**Input:**
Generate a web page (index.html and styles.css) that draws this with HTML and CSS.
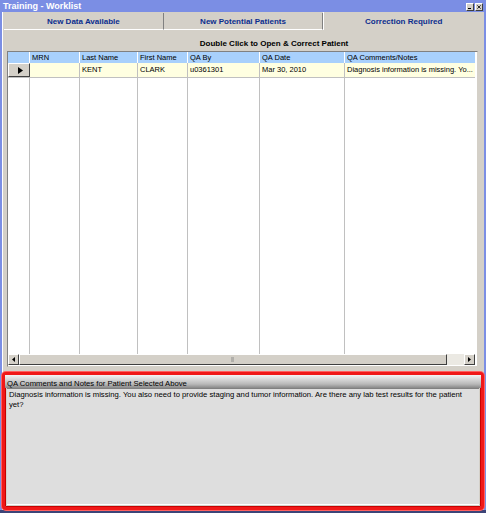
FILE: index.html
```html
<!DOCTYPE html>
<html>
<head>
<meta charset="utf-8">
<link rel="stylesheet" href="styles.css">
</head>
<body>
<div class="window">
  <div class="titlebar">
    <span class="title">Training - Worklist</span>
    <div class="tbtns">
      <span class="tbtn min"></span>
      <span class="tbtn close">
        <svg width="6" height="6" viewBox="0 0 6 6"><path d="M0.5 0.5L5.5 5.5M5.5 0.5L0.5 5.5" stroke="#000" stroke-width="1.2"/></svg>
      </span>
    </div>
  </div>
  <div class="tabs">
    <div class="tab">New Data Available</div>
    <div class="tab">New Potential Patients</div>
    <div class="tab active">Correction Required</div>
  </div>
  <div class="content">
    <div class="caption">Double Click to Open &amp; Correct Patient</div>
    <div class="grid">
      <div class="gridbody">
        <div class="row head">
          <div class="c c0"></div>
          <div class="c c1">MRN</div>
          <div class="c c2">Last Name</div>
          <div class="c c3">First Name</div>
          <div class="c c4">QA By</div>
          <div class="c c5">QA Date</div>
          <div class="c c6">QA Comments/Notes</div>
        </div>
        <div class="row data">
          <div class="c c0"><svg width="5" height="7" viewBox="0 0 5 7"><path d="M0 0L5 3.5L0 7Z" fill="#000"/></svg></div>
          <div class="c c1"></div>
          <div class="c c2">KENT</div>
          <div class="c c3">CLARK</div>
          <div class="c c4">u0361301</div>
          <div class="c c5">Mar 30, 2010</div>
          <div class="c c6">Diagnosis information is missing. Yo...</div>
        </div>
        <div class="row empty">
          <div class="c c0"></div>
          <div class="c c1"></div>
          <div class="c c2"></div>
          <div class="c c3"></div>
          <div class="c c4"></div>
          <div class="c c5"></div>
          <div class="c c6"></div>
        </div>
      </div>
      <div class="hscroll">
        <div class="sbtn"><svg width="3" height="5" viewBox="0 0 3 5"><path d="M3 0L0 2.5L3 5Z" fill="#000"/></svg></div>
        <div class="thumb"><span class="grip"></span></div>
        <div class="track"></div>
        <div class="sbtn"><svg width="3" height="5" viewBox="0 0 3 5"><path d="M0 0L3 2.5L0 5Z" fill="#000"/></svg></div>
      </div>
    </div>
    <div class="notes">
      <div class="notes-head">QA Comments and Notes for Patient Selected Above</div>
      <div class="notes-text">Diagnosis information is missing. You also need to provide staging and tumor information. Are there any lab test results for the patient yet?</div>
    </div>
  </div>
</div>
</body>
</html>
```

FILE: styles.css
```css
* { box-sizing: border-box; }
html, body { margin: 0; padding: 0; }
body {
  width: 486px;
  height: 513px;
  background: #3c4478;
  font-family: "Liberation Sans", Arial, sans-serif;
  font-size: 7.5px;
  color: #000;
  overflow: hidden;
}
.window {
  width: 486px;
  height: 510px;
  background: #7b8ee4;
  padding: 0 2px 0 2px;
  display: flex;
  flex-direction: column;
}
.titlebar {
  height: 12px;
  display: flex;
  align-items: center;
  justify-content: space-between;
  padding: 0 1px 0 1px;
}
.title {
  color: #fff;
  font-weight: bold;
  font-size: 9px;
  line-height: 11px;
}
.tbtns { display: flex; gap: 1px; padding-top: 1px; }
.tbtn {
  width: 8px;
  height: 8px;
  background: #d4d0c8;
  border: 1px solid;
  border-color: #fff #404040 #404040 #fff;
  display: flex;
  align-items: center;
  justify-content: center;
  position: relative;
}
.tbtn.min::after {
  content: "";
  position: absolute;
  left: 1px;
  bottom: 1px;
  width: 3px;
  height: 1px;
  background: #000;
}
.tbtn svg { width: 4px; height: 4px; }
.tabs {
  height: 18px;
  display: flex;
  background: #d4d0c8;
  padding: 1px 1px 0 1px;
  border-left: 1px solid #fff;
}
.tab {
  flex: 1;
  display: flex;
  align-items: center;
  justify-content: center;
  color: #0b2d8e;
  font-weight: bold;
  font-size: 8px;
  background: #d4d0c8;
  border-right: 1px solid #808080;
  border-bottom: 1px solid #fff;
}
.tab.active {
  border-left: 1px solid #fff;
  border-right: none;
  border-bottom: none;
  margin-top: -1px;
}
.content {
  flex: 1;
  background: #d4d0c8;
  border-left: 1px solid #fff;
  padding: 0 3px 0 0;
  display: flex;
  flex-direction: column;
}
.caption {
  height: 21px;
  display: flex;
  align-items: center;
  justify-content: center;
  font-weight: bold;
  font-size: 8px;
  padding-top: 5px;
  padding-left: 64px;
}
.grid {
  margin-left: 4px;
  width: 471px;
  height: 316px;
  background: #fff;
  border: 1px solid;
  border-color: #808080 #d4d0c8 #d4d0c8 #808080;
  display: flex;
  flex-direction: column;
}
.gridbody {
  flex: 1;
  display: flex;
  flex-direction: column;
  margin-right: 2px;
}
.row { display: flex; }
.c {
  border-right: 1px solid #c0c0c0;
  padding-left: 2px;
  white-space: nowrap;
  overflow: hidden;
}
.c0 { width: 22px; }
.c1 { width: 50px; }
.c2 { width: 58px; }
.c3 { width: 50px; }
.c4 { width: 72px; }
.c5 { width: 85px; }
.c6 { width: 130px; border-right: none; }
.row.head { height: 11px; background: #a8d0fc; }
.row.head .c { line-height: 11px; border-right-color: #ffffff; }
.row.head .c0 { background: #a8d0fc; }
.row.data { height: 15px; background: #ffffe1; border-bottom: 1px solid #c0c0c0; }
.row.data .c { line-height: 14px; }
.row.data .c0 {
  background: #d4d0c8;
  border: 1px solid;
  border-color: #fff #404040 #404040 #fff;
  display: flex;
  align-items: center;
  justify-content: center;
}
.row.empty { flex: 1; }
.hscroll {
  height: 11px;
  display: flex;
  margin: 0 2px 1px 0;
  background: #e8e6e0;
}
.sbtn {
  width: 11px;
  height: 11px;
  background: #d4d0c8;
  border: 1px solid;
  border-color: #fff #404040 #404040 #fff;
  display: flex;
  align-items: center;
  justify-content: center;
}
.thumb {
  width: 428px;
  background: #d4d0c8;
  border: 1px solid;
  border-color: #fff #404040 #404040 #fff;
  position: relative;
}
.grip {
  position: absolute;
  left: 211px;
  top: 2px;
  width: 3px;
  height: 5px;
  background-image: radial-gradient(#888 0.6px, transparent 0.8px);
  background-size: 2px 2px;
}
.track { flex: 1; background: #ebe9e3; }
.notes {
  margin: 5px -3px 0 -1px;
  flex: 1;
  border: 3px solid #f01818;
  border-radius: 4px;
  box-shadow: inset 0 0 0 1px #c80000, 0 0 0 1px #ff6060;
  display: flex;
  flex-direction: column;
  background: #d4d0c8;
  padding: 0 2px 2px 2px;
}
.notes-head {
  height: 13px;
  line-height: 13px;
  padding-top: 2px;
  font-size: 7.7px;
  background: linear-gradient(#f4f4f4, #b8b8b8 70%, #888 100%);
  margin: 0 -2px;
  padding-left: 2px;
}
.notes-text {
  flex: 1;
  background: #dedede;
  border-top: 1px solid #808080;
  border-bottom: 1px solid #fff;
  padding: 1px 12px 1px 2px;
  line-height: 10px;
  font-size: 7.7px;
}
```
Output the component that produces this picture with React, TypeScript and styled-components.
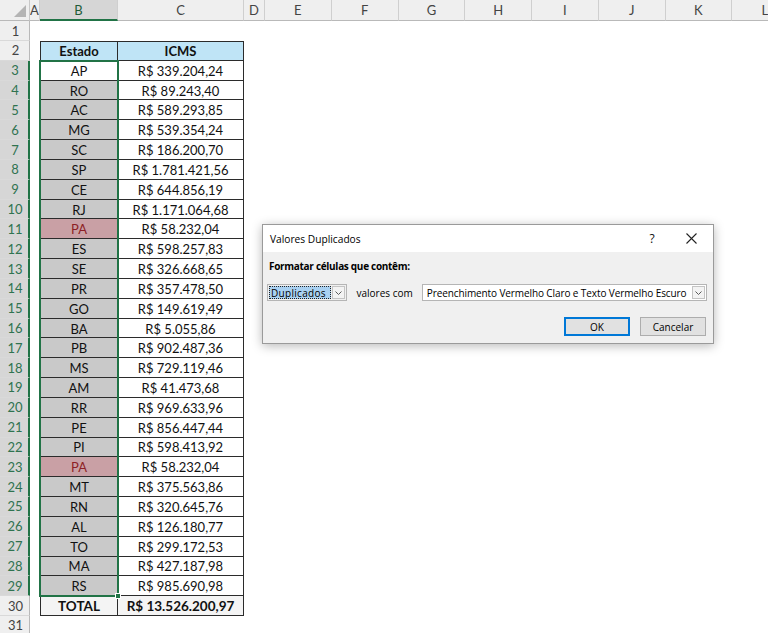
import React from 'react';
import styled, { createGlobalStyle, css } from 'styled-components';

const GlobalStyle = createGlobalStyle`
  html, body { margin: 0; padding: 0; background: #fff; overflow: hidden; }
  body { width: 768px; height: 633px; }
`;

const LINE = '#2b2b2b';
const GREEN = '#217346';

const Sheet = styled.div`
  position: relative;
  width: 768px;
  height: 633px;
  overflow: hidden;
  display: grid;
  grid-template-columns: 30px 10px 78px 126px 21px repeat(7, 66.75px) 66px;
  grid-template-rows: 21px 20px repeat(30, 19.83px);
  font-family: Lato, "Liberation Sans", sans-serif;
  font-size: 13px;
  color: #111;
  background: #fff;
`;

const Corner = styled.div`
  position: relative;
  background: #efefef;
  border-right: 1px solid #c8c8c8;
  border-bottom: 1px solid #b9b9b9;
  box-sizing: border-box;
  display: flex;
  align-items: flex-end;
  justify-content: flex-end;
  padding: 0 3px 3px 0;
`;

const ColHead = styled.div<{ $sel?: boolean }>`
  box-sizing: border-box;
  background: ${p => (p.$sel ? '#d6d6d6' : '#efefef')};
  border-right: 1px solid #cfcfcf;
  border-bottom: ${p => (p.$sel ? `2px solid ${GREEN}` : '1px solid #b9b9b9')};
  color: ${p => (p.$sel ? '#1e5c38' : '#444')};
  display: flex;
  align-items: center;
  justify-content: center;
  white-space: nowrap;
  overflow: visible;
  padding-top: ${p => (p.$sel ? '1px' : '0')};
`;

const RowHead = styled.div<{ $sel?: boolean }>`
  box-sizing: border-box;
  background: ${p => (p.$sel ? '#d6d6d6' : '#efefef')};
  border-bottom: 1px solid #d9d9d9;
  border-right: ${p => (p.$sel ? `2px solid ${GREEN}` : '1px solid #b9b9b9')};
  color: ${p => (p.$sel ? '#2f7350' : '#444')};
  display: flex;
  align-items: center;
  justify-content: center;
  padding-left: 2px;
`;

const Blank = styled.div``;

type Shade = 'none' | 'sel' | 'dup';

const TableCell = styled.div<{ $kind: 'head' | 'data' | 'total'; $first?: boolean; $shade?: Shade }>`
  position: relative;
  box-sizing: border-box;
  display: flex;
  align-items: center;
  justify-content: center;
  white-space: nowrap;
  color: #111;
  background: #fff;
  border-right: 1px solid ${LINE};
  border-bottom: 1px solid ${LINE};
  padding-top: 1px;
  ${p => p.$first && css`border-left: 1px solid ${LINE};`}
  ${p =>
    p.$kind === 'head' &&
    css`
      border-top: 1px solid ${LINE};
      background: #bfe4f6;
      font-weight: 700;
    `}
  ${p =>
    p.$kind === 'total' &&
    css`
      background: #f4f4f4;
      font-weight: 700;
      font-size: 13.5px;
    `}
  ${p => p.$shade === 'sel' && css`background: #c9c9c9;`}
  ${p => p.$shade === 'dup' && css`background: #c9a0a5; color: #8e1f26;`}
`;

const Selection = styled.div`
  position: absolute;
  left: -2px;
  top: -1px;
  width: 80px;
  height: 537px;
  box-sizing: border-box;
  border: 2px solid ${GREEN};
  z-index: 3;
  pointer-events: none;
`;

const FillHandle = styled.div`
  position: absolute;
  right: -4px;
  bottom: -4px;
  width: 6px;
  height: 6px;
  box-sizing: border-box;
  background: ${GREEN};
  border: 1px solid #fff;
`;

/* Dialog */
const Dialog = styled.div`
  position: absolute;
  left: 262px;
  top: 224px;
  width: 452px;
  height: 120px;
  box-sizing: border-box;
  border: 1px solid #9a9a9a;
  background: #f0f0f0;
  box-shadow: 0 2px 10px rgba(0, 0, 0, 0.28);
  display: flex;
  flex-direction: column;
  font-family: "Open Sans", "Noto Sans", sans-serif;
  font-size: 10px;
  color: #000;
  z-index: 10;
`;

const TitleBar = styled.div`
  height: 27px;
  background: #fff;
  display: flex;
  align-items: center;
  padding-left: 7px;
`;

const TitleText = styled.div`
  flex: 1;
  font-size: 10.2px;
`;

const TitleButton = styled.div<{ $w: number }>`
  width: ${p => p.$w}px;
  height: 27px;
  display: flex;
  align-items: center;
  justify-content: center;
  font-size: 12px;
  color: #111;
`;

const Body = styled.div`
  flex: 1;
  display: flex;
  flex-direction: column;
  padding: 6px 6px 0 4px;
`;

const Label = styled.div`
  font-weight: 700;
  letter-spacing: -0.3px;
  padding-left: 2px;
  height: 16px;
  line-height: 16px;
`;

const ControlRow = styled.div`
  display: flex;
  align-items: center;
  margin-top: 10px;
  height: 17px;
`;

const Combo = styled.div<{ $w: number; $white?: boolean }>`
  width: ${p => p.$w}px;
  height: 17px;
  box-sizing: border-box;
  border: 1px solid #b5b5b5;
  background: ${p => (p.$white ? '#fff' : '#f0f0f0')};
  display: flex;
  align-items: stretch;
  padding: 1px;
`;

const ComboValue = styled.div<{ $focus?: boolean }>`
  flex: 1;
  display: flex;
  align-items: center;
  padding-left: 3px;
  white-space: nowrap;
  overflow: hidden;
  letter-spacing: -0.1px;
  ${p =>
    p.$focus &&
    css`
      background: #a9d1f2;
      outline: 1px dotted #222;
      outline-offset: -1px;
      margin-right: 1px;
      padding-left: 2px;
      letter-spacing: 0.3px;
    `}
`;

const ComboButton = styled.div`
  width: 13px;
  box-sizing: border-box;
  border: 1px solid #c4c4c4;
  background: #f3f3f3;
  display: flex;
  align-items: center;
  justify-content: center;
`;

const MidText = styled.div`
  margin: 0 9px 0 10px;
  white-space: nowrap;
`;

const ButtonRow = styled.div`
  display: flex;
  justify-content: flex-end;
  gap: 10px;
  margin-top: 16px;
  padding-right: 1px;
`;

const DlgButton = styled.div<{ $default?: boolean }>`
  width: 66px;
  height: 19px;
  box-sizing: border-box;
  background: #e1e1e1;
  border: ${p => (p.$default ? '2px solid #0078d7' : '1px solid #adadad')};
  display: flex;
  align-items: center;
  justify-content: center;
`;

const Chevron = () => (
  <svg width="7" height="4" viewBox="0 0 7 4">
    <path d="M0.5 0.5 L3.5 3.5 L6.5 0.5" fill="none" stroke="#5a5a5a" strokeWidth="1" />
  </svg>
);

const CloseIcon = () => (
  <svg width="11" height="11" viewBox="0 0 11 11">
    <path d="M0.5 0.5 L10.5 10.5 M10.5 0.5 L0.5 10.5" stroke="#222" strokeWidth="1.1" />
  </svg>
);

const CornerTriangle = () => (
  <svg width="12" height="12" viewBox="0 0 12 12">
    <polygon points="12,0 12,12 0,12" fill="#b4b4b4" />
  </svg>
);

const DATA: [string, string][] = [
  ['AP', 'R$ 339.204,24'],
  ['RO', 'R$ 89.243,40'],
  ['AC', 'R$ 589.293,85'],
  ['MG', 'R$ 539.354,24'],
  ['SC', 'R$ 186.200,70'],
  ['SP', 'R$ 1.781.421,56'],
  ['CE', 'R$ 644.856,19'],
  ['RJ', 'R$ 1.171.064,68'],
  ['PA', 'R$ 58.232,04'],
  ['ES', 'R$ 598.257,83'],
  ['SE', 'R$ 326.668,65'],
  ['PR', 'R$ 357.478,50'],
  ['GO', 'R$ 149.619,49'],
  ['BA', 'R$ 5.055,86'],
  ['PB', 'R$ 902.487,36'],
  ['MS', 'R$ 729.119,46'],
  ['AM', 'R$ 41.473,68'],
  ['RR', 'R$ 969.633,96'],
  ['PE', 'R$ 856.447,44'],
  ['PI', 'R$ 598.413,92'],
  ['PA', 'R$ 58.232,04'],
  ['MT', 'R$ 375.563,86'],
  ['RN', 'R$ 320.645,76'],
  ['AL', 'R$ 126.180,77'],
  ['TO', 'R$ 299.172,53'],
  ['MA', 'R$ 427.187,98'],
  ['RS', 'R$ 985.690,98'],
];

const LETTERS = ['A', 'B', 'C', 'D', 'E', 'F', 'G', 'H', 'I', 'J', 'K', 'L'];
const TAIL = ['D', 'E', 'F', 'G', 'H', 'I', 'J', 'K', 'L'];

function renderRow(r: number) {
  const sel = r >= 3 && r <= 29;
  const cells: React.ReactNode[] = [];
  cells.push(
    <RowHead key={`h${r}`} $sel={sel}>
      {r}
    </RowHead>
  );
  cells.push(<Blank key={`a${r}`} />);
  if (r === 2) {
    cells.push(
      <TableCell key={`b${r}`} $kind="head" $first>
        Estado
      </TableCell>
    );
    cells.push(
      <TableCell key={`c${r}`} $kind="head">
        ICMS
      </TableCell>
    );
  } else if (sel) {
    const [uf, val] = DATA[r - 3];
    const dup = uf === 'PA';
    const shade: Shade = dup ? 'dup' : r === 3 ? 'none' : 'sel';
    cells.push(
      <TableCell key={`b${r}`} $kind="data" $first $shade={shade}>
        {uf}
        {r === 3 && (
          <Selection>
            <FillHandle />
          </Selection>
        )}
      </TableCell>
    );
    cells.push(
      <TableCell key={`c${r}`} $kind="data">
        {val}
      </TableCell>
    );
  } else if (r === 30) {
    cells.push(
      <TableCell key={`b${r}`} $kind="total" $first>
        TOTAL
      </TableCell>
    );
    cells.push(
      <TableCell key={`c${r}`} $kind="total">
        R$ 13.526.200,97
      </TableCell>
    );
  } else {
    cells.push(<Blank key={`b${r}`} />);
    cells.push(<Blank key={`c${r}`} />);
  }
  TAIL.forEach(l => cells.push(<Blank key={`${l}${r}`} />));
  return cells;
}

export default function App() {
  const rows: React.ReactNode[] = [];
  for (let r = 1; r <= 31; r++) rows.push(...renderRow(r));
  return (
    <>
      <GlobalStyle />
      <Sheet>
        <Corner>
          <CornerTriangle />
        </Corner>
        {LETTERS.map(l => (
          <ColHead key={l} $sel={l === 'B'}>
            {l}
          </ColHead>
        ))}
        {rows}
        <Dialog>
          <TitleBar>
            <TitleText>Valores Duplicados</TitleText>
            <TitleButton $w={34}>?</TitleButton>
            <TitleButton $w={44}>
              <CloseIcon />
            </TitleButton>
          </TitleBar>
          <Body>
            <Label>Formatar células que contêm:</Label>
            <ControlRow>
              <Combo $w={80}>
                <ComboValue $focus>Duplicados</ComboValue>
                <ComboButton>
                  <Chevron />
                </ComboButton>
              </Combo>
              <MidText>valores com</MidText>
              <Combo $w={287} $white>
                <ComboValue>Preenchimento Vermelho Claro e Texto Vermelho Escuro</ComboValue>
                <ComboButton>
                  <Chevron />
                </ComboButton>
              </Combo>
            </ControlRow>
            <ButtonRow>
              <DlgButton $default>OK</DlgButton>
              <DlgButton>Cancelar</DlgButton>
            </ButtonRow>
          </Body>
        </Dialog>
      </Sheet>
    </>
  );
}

**Challenge:** In the records above, tally the lines where the word "that" appears, and give the number and nothing else.

**Worked solution:** 2